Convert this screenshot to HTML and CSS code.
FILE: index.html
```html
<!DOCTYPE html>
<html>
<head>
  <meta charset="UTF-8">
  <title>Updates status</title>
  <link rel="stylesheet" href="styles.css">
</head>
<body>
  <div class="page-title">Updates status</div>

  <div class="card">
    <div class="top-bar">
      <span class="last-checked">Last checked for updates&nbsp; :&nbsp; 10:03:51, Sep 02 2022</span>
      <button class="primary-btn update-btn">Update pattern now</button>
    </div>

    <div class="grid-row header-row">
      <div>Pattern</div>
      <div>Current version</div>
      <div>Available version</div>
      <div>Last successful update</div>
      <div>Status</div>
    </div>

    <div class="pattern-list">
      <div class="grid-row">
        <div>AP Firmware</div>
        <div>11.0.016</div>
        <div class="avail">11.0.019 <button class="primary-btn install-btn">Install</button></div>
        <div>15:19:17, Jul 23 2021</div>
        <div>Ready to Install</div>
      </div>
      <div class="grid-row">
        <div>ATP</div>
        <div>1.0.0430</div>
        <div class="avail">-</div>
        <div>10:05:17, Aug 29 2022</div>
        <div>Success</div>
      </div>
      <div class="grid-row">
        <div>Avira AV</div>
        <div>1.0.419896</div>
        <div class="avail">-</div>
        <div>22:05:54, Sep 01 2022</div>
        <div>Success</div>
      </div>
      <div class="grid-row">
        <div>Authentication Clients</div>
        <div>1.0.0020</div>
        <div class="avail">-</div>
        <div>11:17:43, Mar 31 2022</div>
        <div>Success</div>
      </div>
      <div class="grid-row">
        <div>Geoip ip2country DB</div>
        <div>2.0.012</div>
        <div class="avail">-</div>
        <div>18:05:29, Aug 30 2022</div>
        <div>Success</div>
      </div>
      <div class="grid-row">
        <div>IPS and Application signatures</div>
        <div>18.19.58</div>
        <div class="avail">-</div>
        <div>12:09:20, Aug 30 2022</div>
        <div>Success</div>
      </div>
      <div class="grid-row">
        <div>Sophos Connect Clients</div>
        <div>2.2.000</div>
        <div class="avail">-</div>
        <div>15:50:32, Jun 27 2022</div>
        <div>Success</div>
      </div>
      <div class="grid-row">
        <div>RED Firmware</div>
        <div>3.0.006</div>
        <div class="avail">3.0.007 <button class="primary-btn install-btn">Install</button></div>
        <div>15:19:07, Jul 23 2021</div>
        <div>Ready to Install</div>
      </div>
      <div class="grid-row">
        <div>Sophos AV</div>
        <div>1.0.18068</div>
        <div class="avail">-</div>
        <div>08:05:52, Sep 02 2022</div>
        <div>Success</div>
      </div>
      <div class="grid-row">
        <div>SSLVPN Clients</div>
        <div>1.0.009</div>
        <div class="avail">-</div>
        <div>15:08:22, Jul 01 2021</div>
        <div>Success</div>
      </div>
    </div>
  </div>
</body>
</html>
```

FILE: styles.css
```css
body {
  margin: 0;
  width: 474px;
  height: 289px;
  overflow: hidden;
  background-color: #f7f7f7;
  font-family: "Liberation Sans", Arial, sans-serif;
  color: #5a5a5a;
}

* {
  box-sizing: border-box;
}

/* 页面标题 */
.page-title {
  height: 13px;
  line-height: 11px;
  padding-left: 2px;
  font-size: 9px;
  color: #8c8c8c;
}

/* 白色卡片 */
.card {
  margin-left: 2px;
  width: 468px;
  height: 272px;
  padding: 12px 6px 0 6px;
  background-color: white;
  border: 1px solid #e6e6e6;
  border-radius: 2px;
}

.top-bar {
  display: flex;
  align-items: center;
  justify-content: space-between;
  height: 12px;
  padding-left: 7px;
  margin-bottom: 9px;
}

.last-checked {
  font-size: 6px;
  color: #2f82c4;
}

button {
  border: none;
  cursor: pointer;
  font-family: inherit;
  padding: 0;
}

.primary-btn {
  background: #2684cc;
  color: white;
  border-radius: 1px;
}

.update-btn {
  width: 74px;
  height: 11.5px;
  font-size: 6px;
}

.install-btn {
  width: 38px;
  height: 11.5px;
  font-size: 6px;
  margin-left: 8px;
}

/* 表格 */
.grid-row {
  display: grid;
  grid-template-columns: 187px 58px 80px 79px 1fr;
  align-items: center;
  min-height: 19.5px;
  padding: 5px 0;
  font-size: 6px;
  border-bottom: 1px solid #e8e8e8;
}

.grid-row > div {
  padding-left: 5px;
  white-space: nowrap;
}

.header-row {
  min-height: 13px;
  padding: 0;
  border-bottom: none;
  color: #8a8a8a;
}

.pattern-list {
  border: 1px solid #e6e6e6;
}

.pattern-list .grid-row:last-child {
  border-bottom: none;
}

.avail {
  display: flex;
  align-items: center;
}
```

● SET TASK: Faithfully transcribe the whole of the data.

● THE RESPONSE:
Convert this screenshot to HTML and CSS code.
FILE: index.html
```html
<!DOCTYPE html>
<html>
<head>
  <meta charset="UTF-8">
  <title>Updates status</title>
  <link rel="stylesheet" href="styles.css">
</head>
<body>
  <div class="page-title">Updates status</div>

  <div class="card">
    <div class="top-bar">
      <span class="last-checked">Last checked for updates&nbsp; :&nbsp; 10:03:51, Sep 02 2022</span>
      <button class="primary-btn update-btn">Update pattern now</button>
    </div>

    <div class="grid-row header-row">
      <div>Pattern</div>
      <div>Current version</div>
      <div>Available version</div>
      <div>Last successful update</div>
      <div>Status</div>
    </div>

    <div class="pattern-list">
      <div class="grid-row">
        <div>AP Firmware</div>
        <div>11.0.016</div>
        <div class="avail">11.0.019 <button class="primary-btn install-btn">Install</button></div>
        <div>15:19:17, Jul 23 2021</div>
        <div>Ready to Install</div>
      </div>
      <div class="grid-row">
        <div>ATP</div>
        <div>1.0.0430</div>
        <div class="avail">-</div>
        <div>10:05:17, Aug 29 2022</div>
        <div>Success</div>
      </div>
      <div class="grid-row">
        <div>Avira AV</div>
        <div>1.0.419896</div>
        <div class="avail">-</div>
        <div>22:05:54, Sep 01 2022</div>
        <div>Success</div>
      </div>
      <div class="grid-row">
        <div>Authentication Clients</div>
        <div>1.0.0020</div>
        <div class="avail">-</div>
        <div>11:17:43, Mar 31 2022</div>
        <div>Success</div>
      </div>
      <div class="grid-row">
        <div>Geoip ip2country DB</div>
        <div>2.0.012</div>
        <div class="avail">-</div>
        <div>18:05:29, Aug 30 2022</div>
        <div>Success</div>
      </div>
      <div class="grid-row">
        <div>IPS and Application signatures</div>
        <div>18.19.58</div>
        <div class="avail">-</div>
        <div>12:09:20, Aug 30 2022</div>
        <div>Success</div>
      </div>
      <div class="grid-row">
        <div>Sophos Connect Clients</div>
        <div>2.2.000</div>
        <div class="avail">-</div>
        <div>15:50:32, Jun 27 2022</div>
        <div>Success</div>
      </div>
      <div class="grid-row">
        <div>RED Firmware</div>
        <div>3.0.006</div>
        <div class="avail">3.0.007 <button class="primary-btn install-btn">Install</button></div>
        <div>15:19:07, Jul 23 2021</div>
        <div>Ready to Install</div>
      </div>
      <div class="grid-row">
        <div>Sophos AV</div>
        <div>1.0.18068</div>
        <div class="avail">-</div>
        <div>08:05:52, Sep 02 2022</div>
        <div>Success</div>
      </div>
      <div class="grid-row">
        <div>SSLVPN Clients</div>
        <div>1.0.009</div>
        <div class="avail">-</div>
        <div>15:08:22, Jul 01 2021</div>
        <div>Success</div>
      </div>
    </div>
  </div>
</body>
</html>
```

FILE: styles.css
```css
body {
  margin: 0;
  width: 474px;
  height: 289px;
  overflow: hidden;
  background-color: #f7f7f7;
  font-family: "Liberation Sans", Arial, sans-serif;
  color: #5a5a5a;
}

* {
  box-sizing: border-box;
}

/* 页面标题 */
.page-title {
  height: 13px;
  line-height: 11px;
  padding-left: 2px;
  font-size: 9px;
  color: #8c8c8c;
}

/* 白色卡片 */
.card {
  margin-left: 2px;
  width: 468px;
  height: 272px;
  padding: 12px 6px 0 6px;
  background-color: white;
  border: 1px solid #e6e6e6;
  border-radius: 2px;
}

.top-bar {
  display: flex;
  align-items: center;
  justify-content: space-between;
  height: 12px;
  padding-left: 7px;
  margin-bottom: 9px;
}

.last-checked {
  font-size: 6px;
  color: #2f82c4;
}

button {
  border: none;
  cursor: pointer;
  font-family: inherit;
  padding: 0;
}

.primary-btn {
  background: #2684cc;
  color: white;
  border-radius: 1px;
}

.update-btn {
  width: 74px;
  height: 11.5px;
  font-size: 6px;
}

.install-btn {
  width: 38px;
  height: 11.5px;
  font-size: 6px;
  margin-left: 8px;
}

/* 表格 */
.grid-row {
  display: grid;
  grid-template-columns: 187px 58px 80px 79px 1fr;
  align-items: center;
  min-height: 19.5px;
  padding: 5px 0;
  font-size: 6px;
  border-bottom: 1px solid #e8e8e8;
}

.grid-row > div {
  padding-left: 5px;
  white-space: nowrap;
}

.header-row {
  min-height: 13px;
  padding: 0;
  border-bottom: none;
  color: #8a8a8a;
}

.pattern-list {
  border: 1px solid #e6e6e6;
}

.pattern-list .grid-row:last-child {
  border-bottom: none;
}

.avail {
  display: flex;
  align-items: center;
}
```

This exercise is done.